What happens with Raft under byzantine network conditions?
- 27:20 If all nodes follow the protocol as they should, it copes with the scenario of a machine expiring for some reason.
- 27:30 It doesn’t deal with two distinct cases.
- 28:40 The first is bugs - if you have a bug in your code, it can’t address that.
- 27:45 You might be able to detect it, but it doesn’t tell you how to progress.
- 27:50 The other is where you have a rogue actor, and someone is injecting rogue messages into your network pretending that a certain state is happening when it isn’t.
- 28:00 For example, someone is claiming to be the new leader - the followers have to follow that leader; that’s part of the protocol.
- 28:15 No follower should claim to be leader without having won an election with a majority first.
- 28:20 If you break the rules, you have broken the protocol.
- 28:40 You’d have to use cryptography to solve that, but it has a lot of performance implications to do that.

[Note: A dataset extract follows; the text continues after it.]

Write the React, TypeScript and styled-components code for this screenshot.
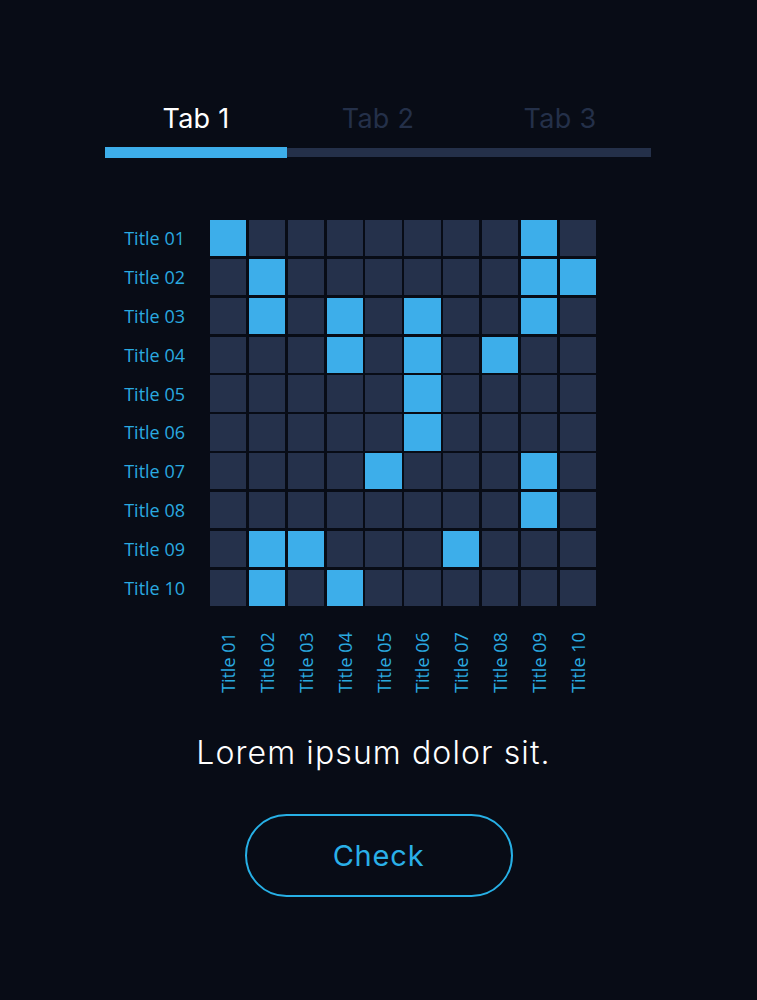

- 29:00 The synchronous interactions expand the time period in which things happen.
- 29:10 It takes longer for consensus to be reached and greatly reduces the throughput of a distributed system.
- 29:15 Aeron is designed to be asynchronous by nature, and the protocol was designed with a longer term view of consensus protocols in the future.
- 29:25 Todd Montgomery and I both have experience in these types of protocols, and we’ve designed it so that things that would have happened serially can be done in parallel and asynchronously in Aeron, which increases the throughput.
- 29:40 For example, the archiving to disk happens completely in parallel with tracking the position for consensus.
- 30:00 We designed the system so that as much as possible can happen in parallel as possible.
- 30:05 As a result, the throughput figures are phenomenal.
- 30:10 If we benchmark our archiver on its own, it can comfortably run at over 2 gigabytes per second, if you have a sufficient SSD that can handle the load.
What’s on the roadmap?
- 30:35 The next release will have static cluster support where the number of nodes are known at startup.
- 30:40 The next step after that will be to allow dynamic clusters, where members can come and go.
- 31:00 This will allow us to do things like graceful leader step-down, hot upgrades of a cluster.
- 31:05 Cryptography is coming after that - one of the things, out of all the existing messaging systems, is they are all very slow because they’re falling back to SSL.
- 31:15 We’re going to fall back to some native support on the processor which will allow us to have much higher rates of crypto messaging.
Does changing the membership of nodes change the quorum?
- 31:35 The only time you can agree a change is when you have a running functional cluster, and the leader is agreeing that change.
- 31:45 Going from three to four is interesting - you have to ask what the consensus from going from three to four.
- 32:00 It’s still three for a majority - it’s always N/2+1.
- 32:20 You also see people running two-node clusters, often in the finance industry where there is a primary and a secondary.
- 32:30 The thing is - if you lose one of them, you are now running with no backup or no ability to recover if something goes wrong.
What other languages is Aeron built on?
- 32:50 One of the nice things we have got is that we’ve got the system built primarily in three languages.
- 32:55 We have a native implementation in C/C++, we have Java and we have C#.
- 33:00 The native implementation opens up a lot of interesting opportunities - on Linux we can have sendmmsg and recvmmsg and have a 50% throughput increase over Java, because Java doesn’t have the NIO calls that let us get at some of them more recent networking calls.
- 33:35 We can also get direct access by putting assembly inside our native code that lets us access the on-chip cryptography that’s available on a lot of modern processors.